Interest Calculations and Argument Waiver
The Zigdons raised an argument regarding the calculation of interest, asserting that RBS had submitted contradictory admissions that affected the interest due date. The court found this argument to be waived since it was presented for the first time on appeal, and established legal precedent indicated that failing to raise an issue during trial results in a waiver. The Zigdons contended that it would have been impossible to raise the issue earlier, yet the information necessary to identify the alleged inconsistency was available in the trial court's record. The court concluded that because the Zigdons did not dispute the underlying substance of their default or the amount owed, their argument regarding interest calculations did not constitute plain error.
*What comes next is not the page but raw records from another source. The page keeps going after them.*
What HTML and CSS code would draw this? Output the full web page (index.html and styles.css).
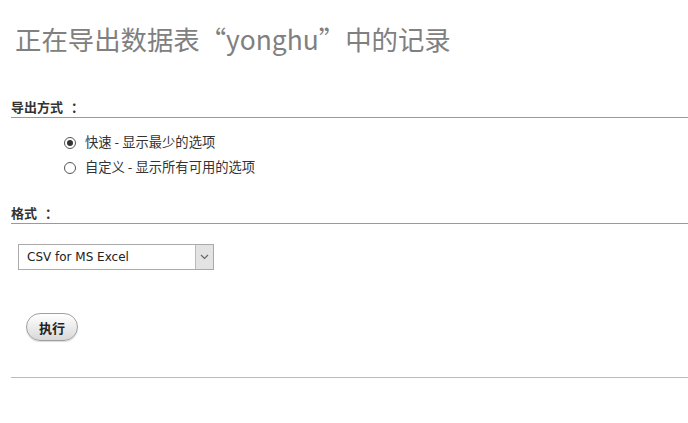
FILE: index.html
```html
<!DOCTYPE html>
<html lang="zh-CN">
<head>
    <meta charset="UTF-8">
    <title>导出</title>
    <link rel="stylesheet" href="styles.css">
</head>
<body>
    <div id="page">
        <h2 class="title">正在导出数据表“yonghu”中的记录</h2>

        <div class="section">
            <h3 class="section-head">导出方式<span class="colon">：</span></h3>
            <ul class="options">
                <li><label><input type="radio" name="method" checked> 快速 - 显示最少的选项</label></li>
                <li><label><input type="radio" name="method"> 自定义 - 显示所有可用的选项</label></li>
            </ul>
        </div>

        <div class="section second">
            <h3 class="section-head">格式<span class="colon">：</span></h3>
            <div class="select-box">
                <span class="select-value">CSV for MS Excel</span>
                <span class="select-arrow">
                    <svg width="9" height="6" viewBox="0 0 9 6"><path d="M1 1 L4.5 4.5 L8 1" fill="none" stroke="#666" stroke-width="1.2"/></svg>
                </span>
            </div>
        </div>

        <div class="actions">
            <button class="btn">执行</button>
        </div>

        <hr class="bottom-line">
    </div>
</body>
</html>
```

FILE: styles.css
```css
body {
    margin: 0;
    background: #fff;
    font-family: "Noto Sans CJK SC", "Noto Sans", sans-serif;
    color: #333;
}

#page {
    padding-left: 11px;
}

.title {
    margin: 0;
    padding: 20px 0 0 4px;
    font-size: 26.4px;
    font-weight: normal;
    line-height: 38px;
    color: #808080;
}

.section {
    margin-top: 39px;
}

.section.second {
    margin-top: 24px;
}

.section-head {
    margin: 0;
    font-family: "Noto Sans CJK TC", sans-serif;
    font-size: 13px;
    font-weight: bold;
    line-height: 20px;
    color: #333;
    border-bottom: 1px solid #9a9a9a;
}

.section-head .colon {
    margin-left: 8px;
}

.options {
    list-style: none;
    margin: 0;
    padding: 11px 0 0 52px;
}

.options li {
    font-size: 13.3px;
    line-height: 25px;
    color: #333;
}

.options input {
    appearance: none;
    -webkit-appearance: none;
    margin: 0 6px 0 1px;
    width: 12px;
    height: 12px;
    border: 1px solid #555;
    border-radius: 50%;
    background: #fff;
    vertical-align: -2px;
    position: relative;
}

.options input:checked::after {
    content: "";
    position: absolute;
    left: 2px;
    top: 2px;
    width: 6px;
    height: 6px;
    border-radius: 50%;
    background: #333;
}

.select-box {
    display: flex;
    width: 194px;
    height: 24px;
    margin: 20px 0 0 7px;
    border: 1px solid #aaa;
    font-family: "DejaVu Sans", sans-serif;
    font-size: 12px;
    color: #222;
}

.select-value {
    flex: 1;
    display: flex;
    align-items: center;
    padding-left: 8px;
}

.select-arrow {
    width: 17px;
    display: flex;
    align-items: center;
    justify-content: center;
    background: #e3e3e3;
    border-left: 1px solid #bbb;
}

.actions {
    display: flex;
    padding: 43px 0 0 15px;
}

.btn {
    width: 52px;
    height: 28px;
    border: 1px solid #a0a0a0;
    border-radius: 14px;
    background: linear-gradient(#ffffff, #d8d8d8);
    font-family: "Noto Sans CJK SC", sans-serif;
    font-size: 13px;
    font-weight: bold;
    color: #222;
    padding: 0;
    cursor: pointer;
    box-shadow: 0 1px 1px rgba(0, 0, 0, 0.15);
}

.bottom-line {
    margin: 36px 0 0 0;
    border: none;
    border-top: 1px solid #bbb;
    height: 0;
}
```
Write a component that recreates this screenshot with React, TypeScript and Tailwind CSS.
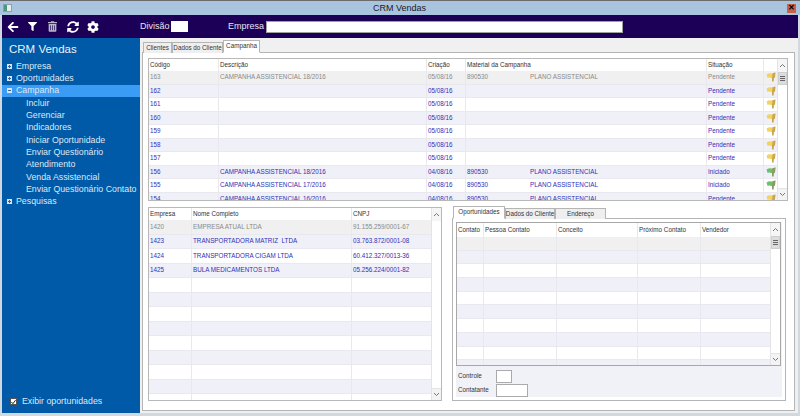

Thus, the court overruled this assignment of error as well.
Counterclaims Dismissal
In addressing the Zigdons' counterclaims, the court clarified that it had granted summary judgment to RBS on the single counterclaim filed by the Zigdons, rather than dismissing multiple claims as asserted by the Zigdons. The court emphasized that the Zigdons had failed to demonstrate a genuine issue of material fact regarding their counterclaims, which included allegations under the Fair Debt Collection Practices Act (FDCPA), fraud, and breach of contract. The court found that RBS was not a debt collector under the FDCPA and therefore not subject to its provisions, since RBS was the original creditor following the merger with Charter One. Furthermore, the Zigdons did not produce evidence to substantiate their fraud claims, as they failed to demonstrate that any allegedly inflated appraisal caused them harm. Lastly, the court addressed the breach of contract claim, indicating that RBS had adequately responded to the allegations in its summary judgment motion. Consequently, the court affirmed the grant of summary judgment to RBS on all counterclaims.